The projects form part of their current five-year, $35 million agreement and signal a new direction toward the joint development of space-related technologies.

The agreement includes four new joint space technology research projects: space situational awareness for commercial and civil purposes such as monitoring space debris, on-board image processing and analytics for Earth observation satellites, lightweight radiation shielding materials for spaceflight and on-orbit manufacturing of space structures or satellite components.

These projects expand the scope of joint research to five of CSIRO’s areas of expertise: advanced manufacturing, data analytics, energy, future insight consulting services and space technology.

They were announced in late February at the Avalon International Airshow in Victoria, where the two organisations are celebrating the 30th anniversary of their partnership

“Boeing and CSIRO have a wealth of space technology expertise, and our collaboration stands to propel Australia's space industry forward,” Boeing Chief Technology Officer Dr Greg Hyslop says.

“Boeing’s extensive experience in space dates back to the beginnings of NASA’s crewed space program and the start of satellite-based communications systems, and CSIRO has a 75-year history in developing space technologies.”

CSIRO Chief Executive Dr Larry Marshall says the record number of joint projects reflects the strength of the relationship.

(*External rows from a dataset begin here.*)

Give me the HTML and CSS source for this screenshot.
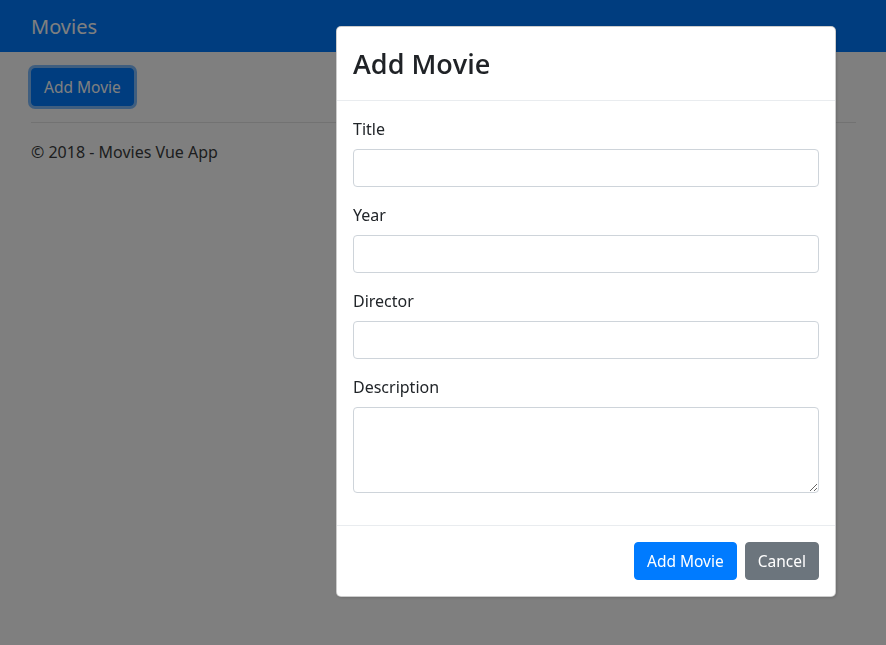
FILE: index.html
```html
<!DOCTYPE html>
<html lang="en">
<head>
<meta charset="utf-8">
<title>Movies Vue App</title>
<link rel="stylesheet" href="styles.css">
</head>
<body>
<nav class="navbar">
  <span class="brand">Movies</span>
</nav>
<main class="page">
  <button class="btn btn-primary btn-focus" type="button">Add Movie</button>
  <hr class="rule">
  <footer class="footer">© 2018 - Movies Vue App</footer>
</main>

<div class="backdrop"></div>
<div class="modal">
  <div class="modal-content">
    <div class="modal-header">
      <h2 class="modal-title">Add Movie</h2>
    </div>
    <form class="modal-body">
      <div class="form-group">
        <label class="label" for="title">Title</label>
        <input class="control" id="title" type="text">
      </div>
      <div class="form-group">
        <label class="label" for="year">Year</label>
        <input class="control" id="year" type="text">
      </div>
      <div class="form-group">
        <label class="label" for="director">Director</label>
        <input class="control" id="director" type="text">
      </div>
      <div class="form-group">
        <label class="label" for="description">Description</label>
        <textarea class="control area" id="description"></textarea>
      </div>
    </form>
    <div class="modal-footer">
      <button class="btn btn-primary" type="button">Add Movie</button>
      <button class="btn btn-secondary" type="button">Cancel</button>
    </div>
  </div>
</div>
</body>
</html>
```

FILE: styles.css
```css
* { box-sizing: border-box; }

html, body {
  margin: 0;
  height: 100%;
}

body {
  font-family: "Noto Sans", "Open Sans", Arial, sans-serif;
  font-size: 16px;
  line-height: 24px;
  color: #212529;
  background: #fff;
}

.navbar {
  height: 52px;
  background: #007bff;
  display: flex;
  align-items: center;
  padding: 0 31px;
}

.brand {
  font-size: 20px;
  color: #fff;
  line-height: 30px;
  padding-top: 1px;
}

.page {
  padding: 16px 30px 0 30px;
}

.btn {
  font-family: inherit;
  font-size: 15.5px;
  line-height: 24px;
  padding: 6px 12px;
  border: 1px solid transparent;
  border-radius: 4px;
  color: #fff;
  cursor: pointer;
}

.btn-primary {
  background: #007bff;
  border-color: #007bff;
}

.btn-secondary {
  background: #6c757d;
  border-color: #6c757d;
}

.btn-focus {
  box-shadow: 0 0 0 3px rgba(0, 123, 255, 0.5);
  margin-left: 1px;
}

.rule {
  margin: 16px 0 16px 1px;
  border: 0;
  border-top: 1px solid rgba(0, 0, 0, 0.1);
}

.footer {
  line-height: 24px;
  padding-top: 1px;
  padding-left: 1px;
  color: #3a3d40;
}

.backdrop {
  position: fixed;
  inset: 0;
  background: rgba(0, 0, 0, 0.5);
}

.modal {
  position: fixed;
  top: 26px;
  left: 336px;
  width: 500px;
}

.modal-content {
  background: #fff;
  border: 1px solid rgba(0, 0, 0, 0.2);
  border-radius: 5px;
  box-shadow: 1px 1px 3px rgba(0, 0, 0, 0.15);
}

.modal-header {
  padding: 16px;
  border-bottom: 1px solid #e9ecef;
}

.modal-title {
  margin: 0;
  font-family: "Open Sans", "Noto Sans", sans-serif;
  font-size: 27px;
  font-weight: 600;
  line-height: 41px;
  color: #1f2226;
}

.modal-body {
  padding: 16px;
  margin: 0;
}

.form-group {
  margin-bottom: 16px;
}

.label {
  display: block;
  margin-bottom: 8px;
  line-height: 24px;
}

.control {
  display: block;
  width: 100%;
  height: 38px;
  padding: 6px 12px;
  font-family: inherit;
  font-size: 16px;
  line-height: 24px;
  color: #495057;
  background: #fff;
  border: 1px solid #ced4da;
  border-radius: 4px;
}

.area {
  height: 86px;
  resize: vertical;
}

.modal-footer {
  display: flex;
  justify-content: flex-end;
  gap: 8px;
  padding: 16px;
  border-top: 1px solid #e9ecef;
}
```
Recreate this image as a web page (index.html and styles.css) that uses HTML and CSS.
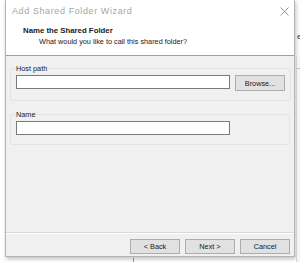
FILE: index.html
```html
<!DOCTYPE html>
<html lang="en">
<head>
  <meta charset="UTF-8">
  <title>Add Shared Folder Wizard</title>
  <link rel="stylesheet" href="styles.css">
</head>
<body>
  <div class="desk">
    <div class="stack">
      <div class="wizard">
        <div class="titlebar">
          <span class="title">Add Shared Folder Wizard</span>
          <svg class="close" width="9" height="9" viewBox="0 0 9 9">
            <path d="M0.5 0.5 L8.5 8.5 M8.5 0.5 L0.5 8.5" stroke="#9a9a9a" stroke-width="1" fill="none"/>
          </svg>
        </div>

        <div class="header">
          <h1>Name the Shared Folder</h1>
          <p>What would you like to call this shared folder?</p>
        </div>

        <div class="content">
          <fieldset class="group">
            <legend>Host path</legend>
            <div class="row">
              <input type="text" class="field">
              <button class="btn browse">Browse...</button>
            </div>
          </fieldset>

          <fieldset class="group">
            <legend>Name</legend>
            <div class="row">
              <input type="text" class="field">
            </div>
          </fieldset>
        </div>

        <div class="footer">
          <button class="btn">&lt; Back</button>
          <button class="btn">Next &gt;</button>
          <button class="btn">Cancel</button>
        </div>
      </div>
      <!-- edge of the window underneath -->
      <div class="below"></div>
    </div>

    <!-- window behind the wizard -->
    <div class="behind">
      <span class="behind-text">er</span>
      <div class="behind-line"></div>
    </div>
  </div>
</body>
</html>
```

FILE: styles.css
```css
body {
  margin: 0;
  background-color: #ffffff;
  font-family: 'Liberation Sans', Arial, sans-serif;
  font-size: 7.3px;
  color: #1a1a1a;
}

.desk {
  display: flex;
  height: 262px;
  overflow: hidden;
}

.stack {
  display: flex;
  flex-direction: column;
}

.wizard {
  margin-left: 5px;
  width: 288px;
  height: 256px;
  border: 1px solid #b4b4b4;
  border-top: none;
  background-color: #f0f0f0;
  display: flex;
  flex-direction: column;
  box-shadow: 1px 2px 4px rgba(0, 0, 0, 0.25);
}

.below {
  flex: 1;
  margin-left: 133px;
  margin-top: 1px;
  border-left: 1px solid #8a8a8a;
}

.titlebar {
  height: 22px;
  flex-shrink: 0;
  background-color: #ffffff;
  display: flex;
  align-items: center;
  justify-content: space-between;
  padding: 0 5px 0 6px;
}

.title {
  color: #a6a6a6;
  font-size: 9px;
  letter-spacing: 0.6px;
}

.header {
  background-color: #ffffff;
  height: 33px;
  flex-shrink: 0;
  padding-left: 17px;
  border-bottom: 1px solid #a0a0a0;
}

.header h1 {
  margin: 4px 0 0;
  font-size: 7.8px;
  font-weight: bold;
}

.header p {
  margin: 2px 0 0 16px;
}

.content {
  flex: 1;
  padding: 8px 4px 0 4px;
  display: flex;
  flex-direction: column;
  gap: 9px;
  border-bottom: 1px solid #d9d9d9;
}

.group {
  margin: 0;
  border: 1px solid #e3e3e3;
  border-radius: 2px;
  padding: 2px 5px 9px 5px;
}

.group legend {
  padding: 0 1px;
  margin-left: -1px;
}

.row {
  display: flex;
  gap: 5px;
  align-items: flex-start;
}

.field {
  width: 214px;
  height: 14px;
  box-sizing: border-box;
  margin: 0;
  border: 1px solid #7a7a7a;
  background-color: #ffffff;
}

.btn {
  box-sizing: border-box;
  margin: 0;
  height: 15px;
  width: 50px;
  padding: 0;
  background-color: #e1e1e1;
  border: 1px solid #adadad;
  font-family: 'Liberation Sans', Arial, sans-serif;
  font-size: 7.3px;
  color: #1a1a1a;
}

.browse {
  height: 16px;
}

.footer {
  height: 23px;
  flex-shrink: 0;
  display: flex;
  justify-content: flex-end;
  align-items: center;
  gap: 5px;
  padding: 2px 4px 0 0;
  box-sizing: border-box;
  border-top: 1px solid #ffffff;
}

.behind {
  flex: 1;
  position: relative;
  border-left: 1px solid #d0d0d0;
  margin-left: 1px;
  margin-top: 56px;
  background-color: #f4f4f4;
}

.behind-text {
  position: absolute;
  left: 0;
  top: -24px;
  font-family: 'Liberation Sans', Arial, sans-serif;
  font-size: 8px;
  color: #333333;
}

.behind-line {
  height: 1px;
  margin-top: 12px;
  background-color: #bcbcbc;
}
```
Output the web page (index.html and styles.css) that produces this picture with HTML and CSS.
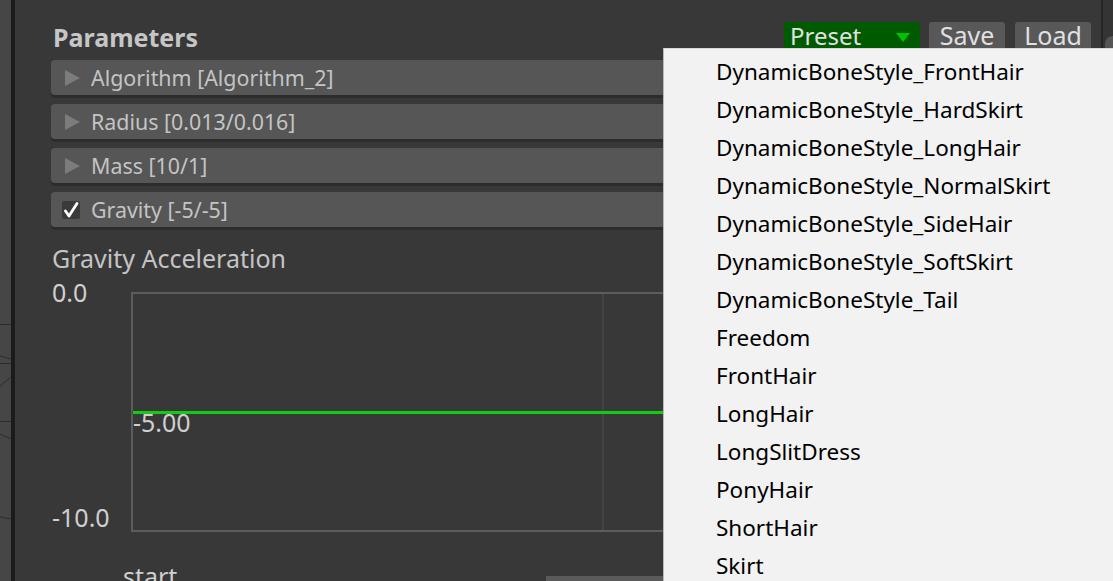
FILE: index.html
```html
<!DOCTYPE html>
<html>
<head>
<meta charset="utf-8">
<link rel="stylesheet" href="styles.css">
</head>
<body>
<div class="app">
  <div class="graph-strip">
    <svg width="11" height="581" viewBox="0 0 11 581">
      <g stroke="#2c2c2c" stroke-width="1" fill="none">
        <line x1="0" y1="324.5" x2="11" y2="324.5"/>
        <line x1="0" y1="356" x2="11" y2="359"/>
        <line x1="0" y1="363.5" x2="11" y2="363.5"/>
        <line x1="0" y1="386" x2="11" y2="377"/>
        <line x1="0" y1="421.5" x2="11" y2="421.5"/>
        <line x1="0" y1="434" x2="11" y2="439"/>
        <line x1="0" y1="517" x2="11" y2="519"/>
      </g>
    </svg>
  </div>
  <div class="divider"></div>
  <div class="panel">
    <div class="header">
      <div class="title">Parameters</div>
      <div class="toolbar">
        <div class="btn preset">Preset <span class="caret"></span></div>
        <div class="btn">Save</div>
        <div class="btn">Load</div>
      </div>
    </div>
    <div class="rows">
      <div class="row"><span class="tri"></span><span class="label">Algorithm [Algorithm_2]</span></div>
      <div class="row"><span class="tri"></span><span class="label">Radius [0.013/0.016]</span></div>
      <div class="row"><span class="tri"></span><span class="label">Mass [10/1]</span></div>
      <div class="row"><span class="check"><svg width="16" height="16" viewBox="0 0 16 16"><path d="M2.5 9 L6 14 L14 1.5" stroke="#ffffff" stroke-width="2.8" fill="none" stroke-linejoin="round" stroke-linecap="round"/></svg></span><span class="label">Gravity [-5/-5]</span></div>
    </div>
    <div class="section-title">Gravity Acceleration</div>
    <div class="chart">
      <div class="yaxis">
        <span class="ytop">0.0</span>
        <span class="ybot">-10.0</span>
      </div>
      <div class="plot">
        <div class="vgrid"></div>
        <div class="curve"></div>
        <span class="curve-val">-5.00</span>
      </div>
    </div>
    <div class="footer">
      <span class="start">start</span>
      <div class="scroll"></div>
    </div>
  </div>
  <div class="right-strip">
    <div class="knob"></div>
  </div>
</div>
<div class="menu">
  <div class="item">DynamicBoneStyle_FrontHair</div>
  <div class="item">DynamicBoneStyle_HardSkirt</div>
  <div class="item">DynamicBoneStyle_LongHair</div>
  <div class="item">DynamicBoneStyle_NormalSkirt</div>
  <div class="item">DynamicBoneStyle_SideHair</div>
  <div class="item">DynamicBoneStyle_SoftSkirt</div>
  <div class="item">DynamicBoneStyle_Tail</div>
  <div class="item">Freedom</div>
  <div class="item">FrontHair</div>
  <div class="item">LongHair</div>
  <div class="item">LongSlitDress</div>
  <div class="item">PonyHair</div>
  <div class="item">ShortHair</div>
  <div class="item">Skirt</div>
</div>
</body>
</html>
```
FILE: styles.css
```css
html, body {
  margin: 0;
  padding: 0;
  width: 1113px;
  height: 581px;
  overflow: hidden;
  background: #383838;
  font-family: "Noto Sans", "Open Sans", sans-serif;
}
.app {
  display: flex;
  height: 581px;
}
.graph-strip {
  width: 11px;
  background: #464646;
  flex: none;
}
.graph-strip svg { display: block; }
.divider {
  width: 4px;
  background: #1b1b1b;
  flex: none;
}
.panel {
  flex: 1;
  padding: 22px 10px 0 36px;
  display: flex;
  flex-direction: column;
  min-width: 0;
}
.header {
  display: flex;
  justify-content: space-between;
  align-items: flex-start;
  height: 30px;
}
.title {
  color: #c6c6c6;
  font-weight: bold;
  font-size: 25px;
  line-height: 30px;
  padding-left: 2px;
}
.toolbar {
  display: flex;
  gap: 10px;
}
.btn {
  height: 30px;
  width: 76px;
  box-sizing: border-box;
  background: #585858;
  border-radius: 3px;
  color: #e0e0e0;
  font-size: 25px;
  line-height: 27px;
  text-align: center;
}
.btn.preset {
  width: 136px;
  background: #005a00;
  text-align: left;
  padding-left: 6px;
  position: relative;
  margin-right: -1px;
  font-size: 24px;
}
.caret {
  position: absolute;
  left: 112px;
  top: 11px;
  width: 0;
  height: 0;
  border-left: 7px solid transparent;
  border-right: 7px solid transparent;
  border-top: 9px solid #00c400;
}
.rows {
  margin-top: 8px;
  display: flex;
  flex-direction: column;
  gap: 6px;
}
.row {
  height: 35px;
  background: #565656;
  border-radius: 4px;
  box-shadow: 0 3px 0 #2c2c2c;
  margin-bottom: 3px;
  display: flex;
  align-items: center;
  color: #c4c4c4;
  font-size: 21.4px;
}
.tri {
  width: 0;
  height: 0;
  margin-left: 14px;
  border-top: 8px solid transparent;
  border-bottom: 8px solid transparent;
  border-left: 15px solid #7c7c7c;
  margin-right: 11px;
}
.check {
  width: 18px;
  height: 18px;
  margin-left: 11px;
  margin-right: 11px;
  background: #3a3a3a;
  border-radius: 2px;
  display: flex;
  align-items: center;
  justify-content: center;
}
.check svg { display: block; }
.label { white-space: nowrap; }
.section-title {
  margin-top: 13px;
  color: #c4c4c4;
  font-size: 25px;
  line-height: 30px;
  padding-left: 1px;
}
.chart {
  display: flex;
  margin-top: 2px;
  height: 257px;
}
.yaxis {
  width: 80px;
  flex: none;
  display: flex;
  flex-direction: column;
  justify-content: space-between;
  color: #cfcfcf;
  font-size: 25px;
  line-height: 30px;
  padding-left: 1px;
  box-sizing: border-box;
}
.ytop { margin-top: 2px; }
.ybot { margin-bottom: 0; }
.plot {
  flex: 1;
  border: 2px solid #5c5c5c;
  position: relative;
  margin-top: 17px;
  margin-right: 20px;
}
.vgrid {
  position: absolute;
  left: 469px;
  top: 0;
  bottom: 0;
  width: 2px;
  background: #444444;
}
.curve {
  position: absolute;
  left: 0;
  right: 0;
  top: 117px;
  height: 3px;
  background: #1fc21f;
  box-shadow: 0 0 0 0.5px #0f5f0f;
}
.curve-val {
  position: absolute;
  left: 0;
  top: 113px;
  color: #cfcfcf;
  font-size: 25px;
  line-height: 30px;
}
.footer {
  position: relative;
  flex: 1;
}
.start {
  position: absolute;
  left: 72px;
  top: 29px;
  color: #cfcfcf;
  font-size: 25px;
  line-height: 30px;
}
.scroll {
  position: absolute;
  left: 495px;
  right: 0;
  top: 44px;
  height: 5px;
  background: #5a5a5a;
}
.right-strip {
  width: 10px;
  flex: none;
  background: #343434;
  border-left: 2px solid #262626;
  position: relative;
}
.knob {
  position: absolute;
  left: 2px;
  top: 36px;
  width: 20px;
  height: 30px;
  border-radius: 8px;
  background: #555555;
}
.menu {
  position: absolute;
  left: 663px;
  top: 48px;
  right: 0;
  bottom: 0;
  background: #f2f2f2;
  border-left: 1px solid #b9b9b9;
  border-top: 1px solid #d8d8d8;
  padding-top: 4px;
  padding-left: 52px;
  font-family: "Noto Sans", "Open Sans", sans-serif;
  font-size: 22.5px;
  color: #000000;
}
.item {
  height: 38px;
  line-height: 38px;
  white-space: nowrap;
}
```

“Extending our partnership with Boeing into space technology will fuel new discoveries for us while also driving towards Australia’s target of 20,000 jobs in the local space industry by 2030,” he says.

“Partnering with a global leader like Boeing is critical for CSIRO to deliver on our purpose – solving the greatest challenges through innovative science and technology.

“Whether it’s new materials to withstand incredible forces, 3D-printed rocket fuel, or artificial intelligence to guide our way through intractable problems, CSIRO is using science to create innovative industries for Australia.”

Boeing and CSIRO have made numerous innovative breakthroughs since forming their partnership in 1989. These include CSIRO’s Paintbond technology, which has been used on more than a thousand Boeing aeroplanes worldwide, saving millions of dollars in maintenance costs. Boeing has named CSIRO as a supplier of the year three times, including the past two years.